┌──

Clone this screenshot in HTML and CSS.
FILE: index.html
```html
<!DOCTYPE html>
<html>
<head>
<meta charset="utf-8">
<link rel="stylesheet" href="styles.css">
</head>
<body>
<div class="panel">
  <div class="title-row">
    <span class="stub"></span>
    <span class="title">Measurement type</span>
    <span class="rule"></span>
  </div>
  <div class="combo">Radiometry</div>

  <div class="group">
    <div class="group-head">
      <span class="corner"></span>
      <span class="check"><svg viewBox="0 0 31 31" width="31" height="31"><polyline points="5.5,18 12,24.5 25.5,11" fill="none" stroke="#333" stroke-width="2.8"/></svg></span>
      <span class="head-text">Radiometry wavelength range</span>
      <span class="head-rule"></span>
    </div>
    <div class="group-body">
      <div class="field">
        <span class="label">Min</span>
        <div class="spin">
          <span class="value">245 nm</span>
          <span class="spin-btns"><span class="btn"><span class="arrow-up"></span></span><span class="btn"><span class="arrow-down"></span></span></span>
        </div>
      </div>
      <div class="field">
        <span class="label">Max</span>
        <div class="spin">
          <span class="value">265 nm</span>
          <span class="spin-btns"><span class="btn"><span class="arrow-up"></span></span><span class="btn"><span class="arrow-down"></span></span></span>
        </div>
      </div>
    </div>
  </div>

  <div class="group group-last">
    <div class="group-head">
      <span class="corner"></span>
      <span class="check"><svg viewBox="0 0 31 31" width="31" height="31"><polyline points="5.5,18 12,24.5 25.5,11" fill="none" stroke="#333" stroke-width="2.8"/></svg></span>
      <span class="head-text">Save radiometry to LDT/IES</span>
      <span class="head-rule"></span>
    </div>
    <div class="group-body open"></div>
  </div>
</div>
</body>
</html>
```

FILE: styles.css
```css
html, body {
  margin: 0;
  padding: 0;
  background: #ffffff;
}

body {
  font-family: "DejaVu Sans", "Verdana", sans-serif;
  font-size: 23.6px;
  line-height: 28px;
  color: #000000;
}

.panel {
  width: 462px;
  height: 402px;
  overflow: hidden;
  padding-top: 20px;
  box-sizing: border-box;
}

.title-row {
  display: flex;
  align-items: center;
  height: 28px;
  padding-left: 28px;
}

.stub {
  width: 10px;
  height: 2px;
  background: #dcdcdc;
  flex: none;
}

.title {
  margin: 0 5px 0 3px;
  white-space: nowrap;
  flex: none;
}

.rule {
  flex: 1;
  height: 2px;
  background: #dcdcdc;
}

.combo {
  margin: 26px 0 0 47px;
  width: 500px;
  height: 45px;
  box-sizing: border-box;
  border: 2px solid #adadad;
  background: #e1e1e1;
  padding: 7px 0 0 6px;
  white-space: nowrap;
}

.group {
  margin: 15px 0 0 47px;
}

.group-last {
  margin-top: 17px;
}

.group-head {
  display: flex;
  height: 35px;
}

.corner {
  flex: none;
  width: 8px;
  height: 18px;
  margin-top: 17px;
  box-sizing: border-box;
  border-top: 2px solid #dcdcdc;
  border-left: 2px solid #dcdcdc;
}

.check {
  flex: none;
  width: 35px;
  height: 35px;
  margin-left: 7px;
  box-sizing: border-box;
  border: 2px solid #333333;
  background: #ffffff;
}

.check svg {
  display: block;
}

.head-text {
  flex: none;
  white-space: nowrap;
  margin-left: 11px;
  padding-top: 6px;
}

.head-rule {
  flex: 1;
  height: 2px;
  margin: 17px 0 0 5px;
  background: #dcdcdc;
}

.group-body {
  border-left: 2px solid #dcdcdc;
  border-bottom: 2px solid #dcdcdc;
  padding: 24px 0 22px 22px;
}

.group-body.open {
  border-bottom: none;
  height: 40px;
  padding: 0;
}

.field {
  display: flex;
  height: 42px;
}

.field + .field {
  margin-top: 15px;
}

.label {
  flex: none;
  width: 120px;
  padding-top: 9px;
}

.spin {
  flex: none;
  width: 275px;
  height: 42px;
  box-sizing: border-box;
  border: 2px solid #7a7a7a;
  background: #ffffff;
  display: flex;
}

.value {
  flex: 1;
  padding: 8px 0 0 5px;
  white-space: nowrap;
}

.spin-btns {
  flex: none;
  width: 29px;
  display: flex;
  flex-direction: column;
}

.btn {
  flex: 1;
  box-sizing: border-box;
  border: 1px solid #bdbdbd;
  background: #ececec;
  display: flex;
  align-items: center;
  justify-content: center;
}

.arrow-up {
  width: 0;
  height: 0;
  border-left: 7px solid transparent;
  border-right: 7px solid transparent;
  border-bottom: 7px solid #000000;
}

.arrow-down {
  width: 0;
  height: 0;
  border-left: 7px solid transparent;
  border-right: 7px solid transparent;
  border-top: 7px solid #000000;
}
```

└──

Directions for this task:
All of the material above needs to be copied exactly.

The completed task:
Clone this screenshot in HTML and CSS.
FILE: index.html
```html
<!DOCTYPE html>
<html>
<head>
<meta charset="utf-8">
<link rel="stylesheet" href="styles.css">
</head>
<body>
<div class="panel">
  <div class="title-row">
    <span class="stub"></span>
    <span class="title">Measurement type</span>
    <span class="rule"></span>
  </div>
  <div class="combo">Radiometry</div>

  <div class="group">
    <div class="group-head">
      <span class="corner"></span>
      <span class="check"><svg viewBox="0 0 31 31" width="31" height="31"><polyline points="5.5,18 12,24.5 25.5,11" fill="none" stroke="#333" stroke-width="2.8"/></svg></span>
      <span class="head-text">Radiometry wavelength range</span>
      <span class="head-rule"></span>
    </div>
    <div class="group-body">
      <div class="field">
        <span class="label">Min</span>
        <div class="spin">
          <span class="value">245 nm</span>
          <span class="spin-btns"><span class="btn"><span class="arrow-up"></span></span><span class="btn"><span class="arrow-down"></span></span></span>
        </div>
      </div>
      <div class="field">
        <span class="label">Max</span>
        <div class="spin">
          <span class="value">265 nm</span>
          <span class="spin-btns"><span class="btn"><span class="arrow-up"></span></span><span class="btn"><span class="arrow-down"></span></span></span>
        </div>
      </div>
    </div>
  </div>

  <div class="group group-last">
    <div class="group-head">
      <span class="corner"></span>
      <span class="check"><svg viewBox="0 0 31 31" width="31" height="31"><polyline points="5.5,18 12,24.5 25.5,11" fill="none" stroke="#333" stroke-width="2.8"/></svg></span>
      <span class="head-text">Save radiometry to LDT/IES</span>
      <span class="head-rule"></span>
    </div>
    <div class="group-body open"></div>
  </div>
</div>
</body>
</html>
```

FILE: styles.css
```css
html, body {
  margin: 0;
  padding: 0;
  background: #ffffff;
}

body {
  font-family: "DejaVu Sans", "Verdana", sans-serif;
  font-size: 23.6px;
  line-height: 28px;
  color: #000000;
}

.panel {
  width: 462px;
  height: 402px;
  overflow: hidden;
  padding-top: 20px;
  box-sizing: border-box;
}

.title-row {
  display: flex;
  align-items: center;
  height: 28px;
  padding-left: 28px;
}

.stub {
  width: 10px;
  height: 2px;
  background: #dcdcdc;
  flex: none;
}

.title {
  margin: 0 5px 0 3px;
  white-space: nowrap;
  flex: none;
}

.rule {
  flex: 1;
  height: 2px;
  background: #dcdcdc;
}

.combo {
  margin: 26px 0 0 47px;
  width: 500px;
  height: 45px;
  box-sizing: border-box;
  border: 2px solid #adadad;
  background: #e1e1e1;
  padding: 7px 0 0 6px;
  white-space: nowrap;
}

.group {
  margin: 15px 0 0 47px;
}

.group-last {
  margin-top: 17px;
}

.group-head {
  display: flex;
  height: 35px;
}

.corner {
  flex: none;
  width: 8px;
  height: 18px;
  margin-top: 17px;
  box-sizing: border-box;
  border-top: 2px solid #dcdcdc;
  border-left: 2px solid #dcdcdc;
}

.check {
  flex: none;
  width: 35px;
  height: 35px;
  margin-left: 7px;
  box-sizing: border-box;
  border: 2px solid #333333;
  background: #ffffff;
}

.check svg {
  display: block;
}

.head-text {
  flex: none;
  white-space: nowrap;
  margin-left: 11px;
  padding-top: 6px;
}

.head-rule {
  flex: 1;
  height: 2px;
  margin: 17px 0 0 5px;
  background: #dcdcdc;
}

.group-body {
  border-left: 2px solid #dcdcdc;
  border-bottom: 2px solid #dcdcdc;
  padding: 24px 0 22px 22px;
}

.group-body.open {
  border-bottom: none;
  height: 40px;
  padding: 0;
}

.field {
  display: flex;
  height: 42px;
}

.field + .field {
  margin-top: 15px;
}

.label {
  flex: none;
  width: 120px;
  padding-top: 9px;
}

.spin {
  flex: none;
  width: 275px;
  height: 42px;
  box-sizing: border-box;
  border: 2px solid #7a7a7a;
  background: #ffffff;
  display: flex;
}

.value {
  flex: 1;
  padding: 8px 0 0 5px;
  white-space: nowrap;
}

.spin-btns {
  flex: none;
  width: 29px;
  display: flex;
  flex-direction: column;
}

.btn {
  flex: 1;
  box-sizing: border-box;
  border: 1px solid #bdbdbd;
  background: #ececec;
  display: flex;
  align-items: center;
  justify-content: center;
}

.arrow-up {
  width: 0;
  height: 0;
  border-left: 7px solid transparent;
  border-right: 7px solid transparent;
  border-bottom: 7px solid #000000;
}

.arrow-down {
  width: 0;
  height: 0;
  border-left: 7px solid transparent;
  border-right: 7px solid transparent;
  border-top: 7px solid #000000;
}
```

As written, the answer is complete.